Clearly, conversation was amplified by the Paris Agreement of 2015, which reaffirms that developed nations should take the lead in providing financial assistance to those “less endowed and more vulnerable”.

From a business perspective, the pressure is on companies big and small to align financial activities with responsible practice and prioritise investments in environmentally-friendly initiatives. 

As Global Head of Sustainability at Celonis, a specialist in the field of process mining, Janina Bauer is well placed to assess the impact that everyday activities at big-name organisations are having on their surroundings. 

Her firm belief is that, these days, there is little separation between green finance and the rest of the business world.

“In today’s landscape, high-performing organisations and systems are ones that are both economically viable and sustainable, which means not harming the environment they are operating in,” explains Bauer. 

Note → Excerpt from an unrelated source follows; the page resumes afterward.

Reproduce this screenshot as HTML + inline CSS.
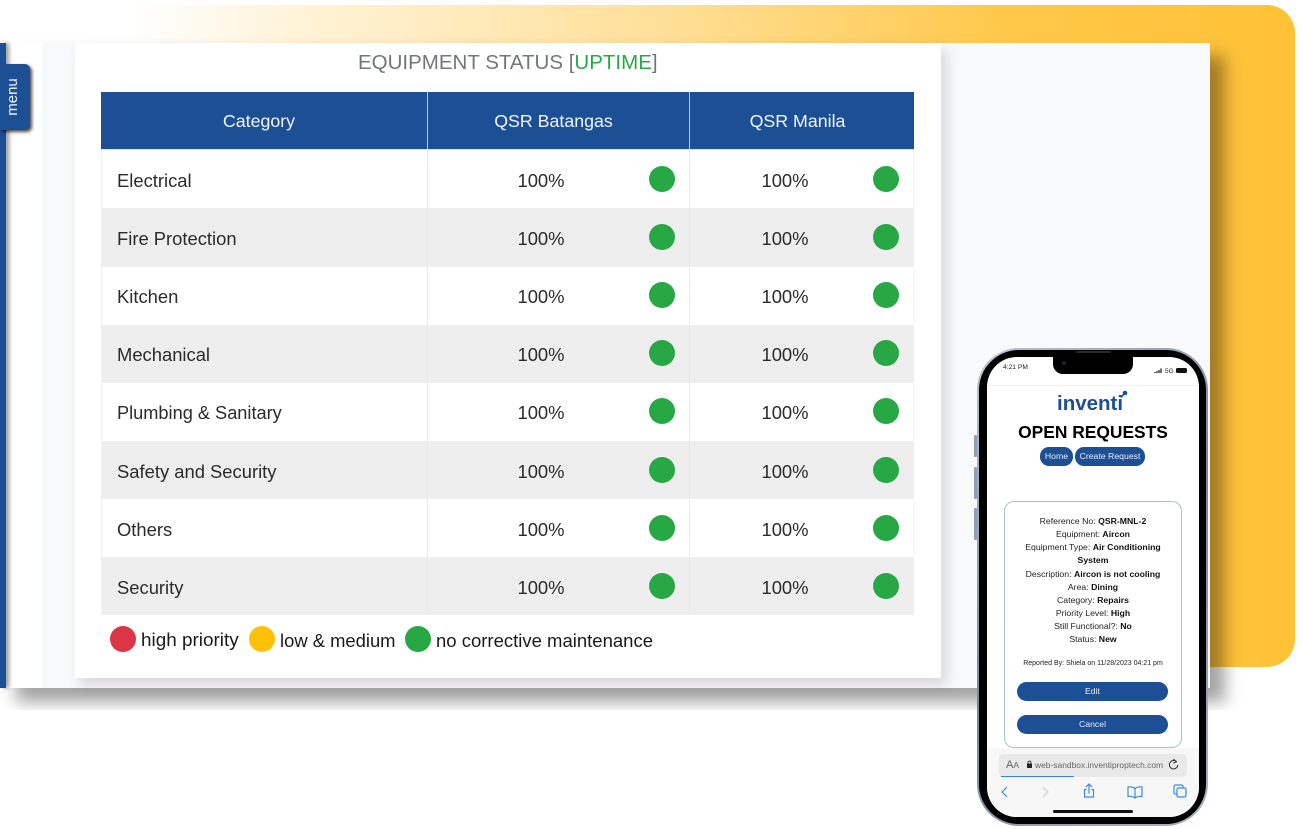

“To future-proof your company, you need both aspects. That’s why Celonis helps companies boost their sustainability with scalable and data-driven solutions. 

“When you improve processes and their interdependencies, you can be compliant with regulations, balance your sustainability and business goals, tune your sustainability programme and free up resources to invest in the transition we all need.”

Neglecting sustainability a costly mistake

There can be little doubt that sustainability is becoming top of mind for an increasing proportion of companies. 

More and more are recognising the importance of not just acknowledging sustainability, or even having a dedicated department, but embedding it into all of their core practices and processes.

The stats do a lot of the talking on this front. According to recent research from IBM, more than 80% of CEOs believe their sustainability investments will produce improved business results over the next five years. What’s more, almost half are confident sustainability initiatives will accelerate business growth.

However, Bauer’s take is that not enough leaders have access to the information required to truly operationalise their sustainability strategy and turn investments into discernible performance. 

Too often, she says, sustainability remains an afterthought or is perceived as being overly complex. 

“Sustainable operations require things that we quite naturally want in a profitable business: streamlining, reduction of inefficiencies and a focus on value drivers,” Bauer continues.

“Over the long term, sustainability goes hand-in-hand with cost reduction. That’s why everybody has a part to play in driving the sustainability agenda, regardless of whether it’s in their job title or not.”

Embedding sustainability across the business

Countless discussions have been had during this ongoing era of digital transformation about the need to relinquish the shackles of siloed working and embrace a more collaborative approach in order to achieve business objectives. 

The same goes for sustainability, asserts Bauer. Leaders must look beyond the 2D view of top and bottom lines when it comes to defining business execution, and should add a third dimension in the form of a ‘green line’. 

“It’s crucial to have a clear picture of the operations of the whole business,” Bauer goes on. “The average process runs across ten systems, and many organisations have more than 200 IT systems and applications.

“Hidden inefficiencies in such siloed systems destroy business performance, and also hurt corporate sustainability efforts. Rooting out these inefficiencies maximises business execution as well as boosting sustainability. 

“When businesses get that end-to-end picture of all their processes, they can see what inefficiencies can be eliminated, what needs to change and what can stay the same. This empowers them to be not only sustainable, but also profitable.”

The perks of process mining 

Process mining arguably lies at the intersection of technology, financial efficiency and sustainability.

Bauer describes it as an X-ray for an organisation’s data, allowing leaders to understand the full journey of the goods they sell – often for the first time – and spot inefficiencies along the way.

“Extracting this data and combining it with sustainability data is the first step to making effective emissions reductions across your organisation,” she says. 

“When it comes to transporting goods, for example, the data from process mining means lead times can be compressed and bottlenecks can be voided, causing the number of hours spent and emissions to drop.”

Even more powerful is object-centric process-mining (OCPM), a new, three-dimensional approach offering an overview of different systems to drive sustainability. 

Where traditional process mining focuses on individual processes, OCPM helps leaders create a complete ‘digital twin’, capturing everything from when a customer places an order to when shipments are dispatched – covering all interlocking systems. It also captures interactions between order management, procurement, supply chain and production. 

“By implementing such tools,” Bauer adds, “business leaders can fully understand the real-life objects and events that make up their organisation, identify where their carbon footprint lies, and take steps to boost sustainability across the entire supply chain.” 

L&D key to addressing shortcomings ​​​​​​​

In truth, achieving alignment across the business from a sustainability perspective is far straightforward, especially when it is often seen as something for people to specialise in. 

What’s more, relevant data tends to be scattered, and bringing it together to drive sustainability insights is a tricky, time-consuming job. 

“ESG reporting is usually manual and vague, and all too often fails to deliver the insights people need to really make changes,” claims Celonis’ sustainability lead. “Reports are frequently retrospective and too high-level to really have an impact on real business processes.

“Sustainability has to become the standard, and business leaders must adopt a mindset where the sustainable approach is the default at every step. What holds businesses back is often fear and the perceived cost of change among employees.”

Bauer is unequivocal in her declaration that learning and development, in the form of both training and knowledge transfer, is key to addressing these shortcomings. 

“Business leaders need to communicate that sustainability goes hand in hand with profitability, and that inaction on climate change carries its own costs,” she concludes.

“Your own employees are an important stakeholder on this issue, so opening up feedback channels and listening to them will help fuel engagement on sustainability.”